Her eyes were alight with understanding, something I was not used to. “Of course, Grim-san.” This was Lida, his own version of understand below layers and layers of earnestly. I take a deep breath at the title of respect. “That is perfectly respectable. I am curious, may I ask what you quirk is?”

“You can.” I grin at him. Ochoko laughs heartily and echoes his question properly.

“It’s complicated, but I’m curious if you can figure it out. You’ve all got remarkably simple quirks, I’m interested in how this will play out. In any case, are you free to calm down with me? I’m feeling ready for some coffee and sugar loaves and there’s a cafe I know of.”

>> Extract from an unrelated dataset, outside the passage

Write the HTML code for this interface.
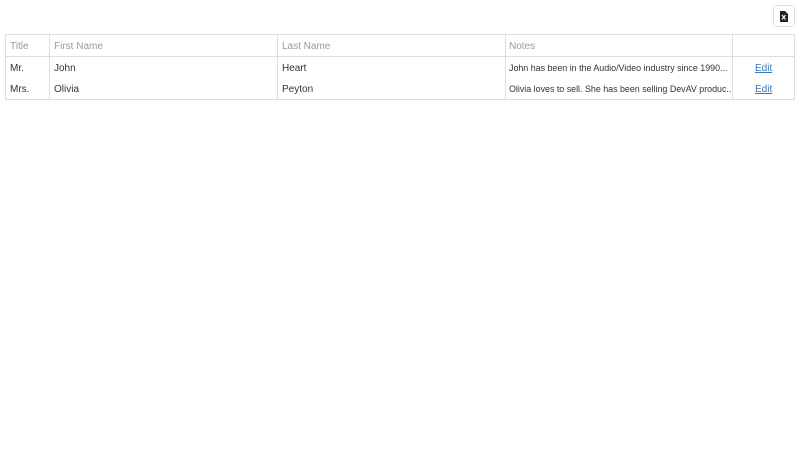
<!DOCTYPE html>
<html><head><style>
body{margin:0;width:800px;height:450px;background:#fff;font-family:"Liberation Sans",sans-serif;font-size:10px;color:#333;position:relative;overflow:hidden}
.btn{position:absolute;left:773px;top:5px;width:22px;height:22px;border:1px solid #ddd;border-radius:3px;box-sizing:border-box;background:#fff}
.grid{position:absolute;left:5px;top:34px;width:790px;height:66px;border:1px solid #ddd;box-sizing:border-box}
.v{position:absolute;top:0;bottom:0;width:1px;background:#ddd}
.hl{position:absolute;left:0;right:0;top:21px;height:1px;background:#ddd}
.t{position:absolute;white-space:nowrap}
.h{color:#999;top:5px}
.n{width:222px;overflow:hidden;font-size:8.9px}
a{color:#337ab7;text-decoration:underline}
</style></head><body>
<div class="btn"><svg width="20" height="20" viewBox="0 0 20 20"><path d="M6 5h5l3 3v8H6z" fill="#222"/><path d="M8 9l3.5 4.5M11.5 9L8 13.5" stroke="#fff" stroke-width="1.1"/></svg></div>
<div class="grid">
<div class="v" style="left:43px"></div><div class="v" style="left:271px"></div><div class="v" style="left:499px"></div><div class="v" style="left:726px"></div>
<div class="hl"></div>
<div class="t h" style="left:4px;top:6px">Title</div>
<div class="t h" style="left:48px;top:6px">First Name</div>
<div class="t h" style="left:276px;top:6px">Last Name</div>
<div class="t h" style="left:503px;top:6px">Notes</div>
<div class="t" style="left:4px;top:28px">Mr.</div>
<div class="t" style="left:48px;top:28px">John</div>
<div class="t" style="left:276px;top:28px">Heart</div>
<div class="t n" style="left:503px;top:28px">John has been in the Audio/Video industry since 1990...</div>
<div class="t" style="left:749px;top:28px"><a>Edit</a></div>
<div class="t" style="left:4px;top:49px">Mrs.</div>
<div class="t" style="left:48px;top:49px">Olivia</div>
<div class="t" style="left:276px;top:49px">Peyton</div>
<div class="t n" style="left:503px;top:49px">Olivia loves to sell. She has been selling DevAV produc...</div>
<div class="t" style="left:749px;top:49px"><a>Edit</a></div>
</div>
</body></html>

Is this how you be a normal person? I didn’t know, but nice, hot coffee did indeed sound good.

The two sunbeams beamed. I thought they might actually start producing light. What planet were these guys from again? “That’d be great, Grim-san. You wanna lead the way?” I push down the weird feeling in my chest, like an odd form of happiness. It wasn’t quiet or subtle like it usually was for me. What was going on?

I ignored Kala’s growing smirk resolutely. “Yeah, sure. You two good with taking the bus?”

And that is how I was adopted by two frighteningly normal alive children, and didn’t immediately ruin it. Over coffee, maybe-psychological-trauma, and a high sugar intake. Truly the best way to the heart.